Open olitomlinson opened 6 years ago

olitomlinson commented 6 years ago

Feature request

After the latest community Q&A session it was described that its likely that TTL capabilities will be implemented into reliable dictionary KeyValues to allow for an in memory 'caching' strategy.

It sounded like the intent was to create a sliding expiry window i.e. if a KeyValue is updated within the TTL period, it stays in the Dictionary and the TTL counter is reset. If the KeyValue becomes stale through lack of writes, it is evicted after the TTL period elapses.

Can I make a suggestion that you provide the option of fixing the eviction time relative to the time that the key was created (and do not update the eviction time based on subsequent updates/reads to the keyValue)

Whats the use case?

You might have heard of the GDPR act? This means we have to write software systems that evict data at an explicit time defined by our customers needs.

A TTL that is fixed is great because we can guarantee that objects (inside the KV) that contain customer data, can be deleted at the intended time.

yizhang82 commented 6 years ago

Thanks for the suggestion. We haven't finalized the TTL design yet but most likely we'll allow you to extend the TTL through the read/update/write, or explicitly using an extend operation. If you want to extend TTL through read/update/write you need to pass a flag (or the other way around, we haven't decided yet). Hopefully this should cover your need for a fixed time window. In the first release we may not implement both options.
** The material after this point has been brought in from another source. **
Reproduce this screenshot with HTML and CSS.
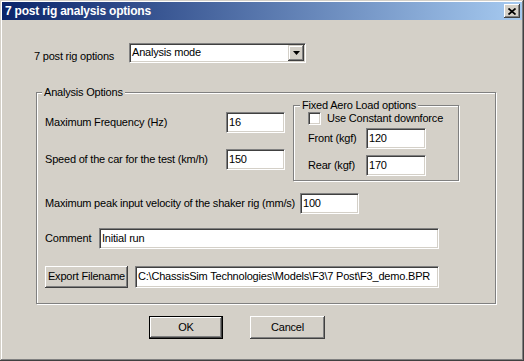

A TTL that is fixed is great because we can guarantee that objects (inside the KV) that contain customer data, can be deleted at the intended time.

Please keep in mind that all TTL expiry are not guaranteed to be deleted within the window - it's best effort. This is the same in most (if not all) database offering TTLs as far as I can tell. It's true that in most cases you should not see that key after it expires before it is deleted, so it is as if it were deleted. However, due to transaction / isolation, if you read back a key before it expired, issuing another read after it expires can succeed in the same transaction, due to repeatable read isolation semantics. Depending on the interpreation of GDPR (I'm not a expert on GDPR regulations) and your situation, this may or may not be acceptable for GDPR purposes.

yizhang82 commented 6 years ago

/cc @rahku

olitomlinson commented 6 years ago

Great, good to hear you are supportive of the option.

With regards to interpretation of GDPR, my organisation has done substantial investigation from a legal and technical perspective to understand what is and what isn’t acceptable when trying to define & implement ‘data deletion’.

The outcome is

  1. An engineer must make absolute efforts to delete data from storage by using standard deletion mechanisms. For example in the instance of SQL, a DELETE command would be sufficient.

  2. Data that has been deleted can’t be readily recovered. (Data contained in backup is a gray area, so secure backup storage and recycling is paramount)

  3. Issuing delete commands that result in Logical deletion is ok as long as the underlying physical data is encrypted, and will be eventually permanently erased during compaction/house-keeping routines. I personally would argue that a user operation to delete a key from a reliable collection constitutes as a logical delete and the underlying stores eventually perform a physical delete on primaries and secondaries, constituting a permant delete.

  4. Timely deletion after expiry has elapsed should be sought after. Likelihood of being prosecuted for being a few seconds, minutes, even hours late is unlikely. However days and weeks late greatly increases the probability of a data breach occurring therefor greater risk of prosecution.

At this point in time most customers just want to know that your organisation can accept and execute ad-hoc data deletion requests (within a few weeks turn around time) but the safest interpretation of GDPR indicates being able to minimise data breach probability by obeying the customers TTL as closely as possible AND/OR deleting data after it is no longer operationally required by the software.

Hope this helps :)

nabeelrehman2114 commented 4 years ago

Any updates regrading TTL capabilities?

llx9 commented 4 years ago

Any updates regarding TTL capabilities?